I beat myself up for gaining so much weight, for buying a house I could barely afford, for getting stuck with a job that ate up all my time, for never writing. During my long commute, I would call a friend or my mother to distract myself from the isolation of the empty car. When no one answered, I would cry instead. 120 miles a day, five days a week. That’s a lot of crying.

My 22nd year was more of the same. But at 23, I decided this was no way to live. I gave myself permission to behave badly, and to fail. If I woke up and didn't feel like going to work, I didn’t go. I made no special effort to arrive on time. Once I took a two hour lunch break instead of thirty minutes. Sometimes I ignored my work and wrote query letters instead. It felt SO GOOD to not care anymore. So I decided to quit.

I had two months' worth of mortgage payments in the bank, no new job lined up, and blind faith that it would all work out. And if it didn't, so what? Even if I lost the house, ruined my credit score, and moved back in with my parents, it would be better than Rockville. At least I would have time to write. I already felt like a failure, so the prospect of financial ruin didn’t frighten me.

But after two weeks of blissful unemployment, I found a job in my neighborhood, where I earned about half of my Rockville salary. I still wasn’t exactly living the dream, and I knew that after I depleted my savings account, my salary wouldn't cover my bills. But I liked the low-stress environment and the location. I didn't want to find a "better" job.

Book Cover

So I knew that my writing would have to save me. Sadly, word on the street was that the novel I’d worked on for five years was "too quiet" to attract a publisher. I literally couldn't afford to spend five years writing something new. So that summer, I frantically wrote the novel which would become THE SNOWBALL EFFECT. In less than a year, I wrote it, edited it, got an agent, and found a publisher. I’d finally gotten where I’d always wanted to be.

21 was a year of wasted time but if I could go back and do it all again I wouldn’t change a thing.
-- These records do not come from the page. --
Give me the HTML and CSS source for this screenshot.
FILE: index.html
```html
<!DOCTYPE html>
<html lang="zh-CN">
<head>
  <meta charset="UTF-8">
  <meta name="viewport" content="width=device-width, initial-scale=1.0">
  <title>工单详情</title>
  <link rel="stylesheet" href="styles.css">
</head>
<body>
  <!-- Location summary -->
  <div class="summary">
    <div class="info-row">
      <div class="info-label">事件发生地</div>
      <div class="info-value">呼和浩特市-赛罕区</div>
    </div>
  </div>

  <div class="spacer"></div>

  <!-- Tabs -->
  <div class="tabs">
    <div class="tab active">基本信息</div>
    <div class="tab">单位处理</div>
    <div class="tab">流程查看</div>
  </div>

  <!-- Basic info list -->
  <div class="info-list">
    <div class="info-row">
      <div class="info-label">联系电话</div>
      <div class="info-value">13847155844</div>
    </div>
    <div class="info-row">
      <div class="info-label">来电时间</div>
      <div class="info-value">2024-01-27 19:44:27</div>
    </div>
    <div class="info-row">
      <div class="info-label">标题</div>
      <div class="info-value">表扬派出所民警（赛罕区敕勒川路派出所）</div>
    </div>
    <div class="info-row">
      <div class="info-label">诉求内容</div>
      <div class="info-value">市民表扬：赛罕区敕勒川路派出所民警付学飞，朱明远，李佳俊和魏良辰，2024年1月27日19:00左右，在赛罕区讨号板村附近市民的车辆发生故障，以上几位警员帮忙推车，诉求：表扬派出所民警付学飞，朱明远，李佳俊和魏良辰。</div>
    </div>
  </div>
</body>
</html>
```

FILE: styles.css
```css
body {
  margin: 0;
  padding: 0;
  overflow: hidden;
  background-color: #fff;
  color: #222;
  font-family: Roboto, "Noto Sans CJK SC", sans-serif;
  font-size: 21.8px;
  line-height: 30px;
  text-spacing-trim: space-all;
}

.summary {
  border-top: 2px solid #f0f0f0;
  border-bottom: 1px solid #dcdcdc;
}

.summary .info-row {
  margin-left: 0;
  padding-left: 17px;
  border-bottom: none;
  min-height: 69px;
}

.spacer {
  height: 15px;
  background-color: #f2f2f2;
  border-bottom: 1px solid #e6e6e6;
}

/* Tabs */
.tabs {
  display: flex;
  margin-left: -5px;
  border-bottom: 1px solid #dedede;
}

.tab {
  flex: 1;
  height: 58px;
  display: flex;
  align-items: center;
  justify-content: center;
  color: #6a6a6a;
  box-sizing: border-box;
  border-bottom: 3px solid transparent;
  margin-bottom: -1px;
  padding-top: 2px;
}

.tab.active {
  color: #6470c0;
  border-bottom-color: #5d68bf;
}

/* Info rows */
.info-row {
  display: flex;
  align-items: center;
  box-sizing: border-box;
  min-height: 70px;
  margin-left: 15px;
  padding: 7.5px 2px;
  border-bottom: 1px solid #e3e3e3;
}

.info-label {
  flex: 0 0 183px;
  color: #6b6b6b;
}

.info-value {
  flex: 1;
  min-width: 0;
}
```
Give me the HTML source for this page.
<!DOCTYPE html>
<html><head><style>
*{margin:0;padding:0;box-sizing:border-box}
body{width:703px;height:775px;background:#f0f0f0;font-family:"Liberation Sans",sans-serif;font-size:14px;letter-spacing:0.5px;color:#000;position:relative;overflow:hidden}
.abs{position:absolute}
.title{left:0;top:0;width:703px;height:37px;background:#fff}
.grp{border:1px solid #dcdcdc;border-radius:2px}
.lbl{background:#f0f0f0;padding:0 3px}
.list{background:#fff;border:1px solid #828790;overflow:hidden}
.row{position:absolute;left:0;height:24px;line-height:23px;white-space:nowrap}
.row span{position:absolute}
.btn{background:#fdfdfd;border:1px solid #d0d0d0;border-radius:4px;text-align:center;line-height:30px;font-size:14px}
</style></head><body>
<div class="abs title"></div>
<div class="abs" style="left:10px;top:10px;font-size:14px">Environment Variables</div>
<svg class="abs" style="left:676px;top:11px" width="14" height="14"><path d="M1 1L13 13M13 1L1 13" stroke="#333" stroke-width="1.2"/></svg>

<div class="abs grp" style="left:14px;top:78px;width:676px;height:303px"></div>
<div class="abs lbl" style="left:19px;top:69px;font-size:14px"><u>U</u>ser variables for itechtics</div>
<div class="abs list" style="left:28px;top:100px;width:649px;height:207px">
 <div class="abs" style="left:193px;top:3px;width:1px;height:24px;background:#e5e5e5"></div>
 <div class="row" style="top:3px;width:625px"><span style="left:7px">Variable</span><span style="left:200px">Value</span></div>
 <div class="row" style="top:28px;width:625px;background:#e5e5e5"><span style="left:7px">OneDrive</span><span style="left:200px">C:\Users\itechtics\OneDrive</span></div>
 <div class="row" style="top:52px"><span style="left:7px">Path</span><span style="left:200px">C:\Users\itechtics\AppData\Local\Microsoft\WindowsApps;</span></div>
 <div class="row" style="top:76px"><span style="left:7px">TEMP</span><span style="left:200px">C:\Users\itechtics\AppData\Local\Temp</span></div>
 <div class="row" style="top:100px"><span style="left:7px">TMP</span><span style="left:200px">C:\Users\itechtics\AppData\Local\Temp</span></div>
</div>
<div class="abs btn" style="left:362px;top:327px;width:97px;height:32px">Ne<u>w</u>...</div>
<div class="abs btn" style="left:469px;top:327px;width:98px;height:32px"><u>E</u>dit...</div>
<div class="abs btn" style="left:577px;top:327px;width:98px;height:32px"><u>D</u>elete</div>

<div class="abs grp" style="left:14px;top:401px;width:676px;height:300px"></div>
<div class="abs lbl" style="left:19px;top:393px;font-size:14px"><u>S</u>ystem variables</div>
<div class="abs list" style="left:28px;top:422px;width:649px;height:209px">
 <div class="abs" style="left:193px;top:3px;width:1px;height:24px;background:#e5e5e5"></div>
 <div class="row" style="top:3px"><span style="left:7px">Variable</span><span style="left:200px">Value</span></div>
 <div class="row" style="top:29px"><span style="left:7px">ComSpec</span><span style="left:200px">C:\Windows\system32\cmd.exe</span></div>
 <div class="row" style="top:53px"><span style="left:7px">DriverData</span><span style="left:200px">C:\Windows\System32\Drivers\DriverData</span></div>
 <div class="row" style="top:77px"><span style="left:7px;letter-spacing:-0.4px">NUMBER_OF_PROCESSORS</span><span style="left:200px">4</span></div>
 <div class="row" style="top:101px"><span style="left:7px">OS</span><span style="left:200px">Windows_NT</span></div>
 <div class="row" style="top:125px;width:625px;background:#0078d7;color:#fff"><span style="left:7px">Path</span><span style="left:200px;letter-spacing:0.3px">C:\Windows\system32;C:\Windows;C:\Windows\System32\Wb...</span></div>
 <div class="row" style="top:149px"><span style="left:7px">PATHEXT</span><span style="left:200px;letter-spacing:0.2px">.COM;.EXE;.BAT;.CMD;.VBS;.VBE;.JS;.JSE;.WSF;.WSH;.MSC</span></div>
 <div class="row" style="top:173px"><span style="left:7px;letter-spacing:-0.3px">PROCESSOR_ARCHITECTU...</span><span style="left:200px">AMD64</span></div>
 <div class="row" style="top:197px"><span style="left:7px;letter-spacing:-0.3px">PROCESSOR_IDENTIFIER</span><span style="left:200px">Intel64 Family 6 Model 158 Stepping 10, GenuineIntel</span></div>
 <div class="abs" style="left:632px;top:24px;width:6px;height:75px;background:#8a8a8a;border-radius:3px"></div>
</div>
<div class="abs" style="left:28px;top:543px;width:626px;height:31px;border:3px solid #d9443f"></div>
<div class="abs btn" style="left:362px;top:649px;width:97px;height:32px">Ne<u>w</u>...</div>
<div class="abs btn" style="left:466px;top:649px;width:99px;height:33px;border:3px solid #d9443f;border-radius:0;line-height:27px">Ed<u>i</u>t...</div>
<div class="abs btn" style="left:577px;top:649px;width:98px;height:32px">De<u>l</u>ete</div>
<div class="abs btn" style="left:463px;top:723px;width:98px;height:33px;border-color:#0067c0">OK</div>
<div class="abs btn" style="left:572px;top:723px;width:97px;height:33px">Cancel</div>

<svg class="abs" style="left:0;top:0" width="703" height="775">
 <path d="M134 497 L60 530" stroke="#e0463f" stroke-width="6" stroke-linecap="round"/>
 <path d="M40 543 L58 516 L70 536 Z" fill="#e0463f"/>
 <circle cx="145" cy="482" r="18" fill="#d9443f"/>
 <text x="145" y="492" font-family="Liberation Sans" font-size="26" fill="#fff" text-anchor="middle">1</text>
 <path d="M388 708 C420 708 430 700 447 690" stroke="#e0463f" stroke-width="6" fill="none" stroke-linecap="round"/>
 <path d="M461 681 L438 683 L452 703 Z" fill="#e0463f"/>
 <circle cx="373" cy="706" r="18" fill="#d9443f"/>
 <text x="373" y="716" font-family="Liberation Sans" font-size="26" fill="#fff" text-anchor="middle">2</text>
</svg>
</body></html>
It was the rock-bottom desperation and fear of failure that motivated me to finally GO AFTER my dreams instead of trudging along and waiting to see if they would come true. In a way, I think that I needed to experience the soul-sucking joylessness of a mediocre life. If I hadn’t been so miserable and terrified, I’d probably still be slugging through Draft 27 of that first unpublished novel.

When I think about that Omar Khayyman bumper sticker now, it makes me smile. I am happy for this moment. And now I can appreciate all of those other moments, too.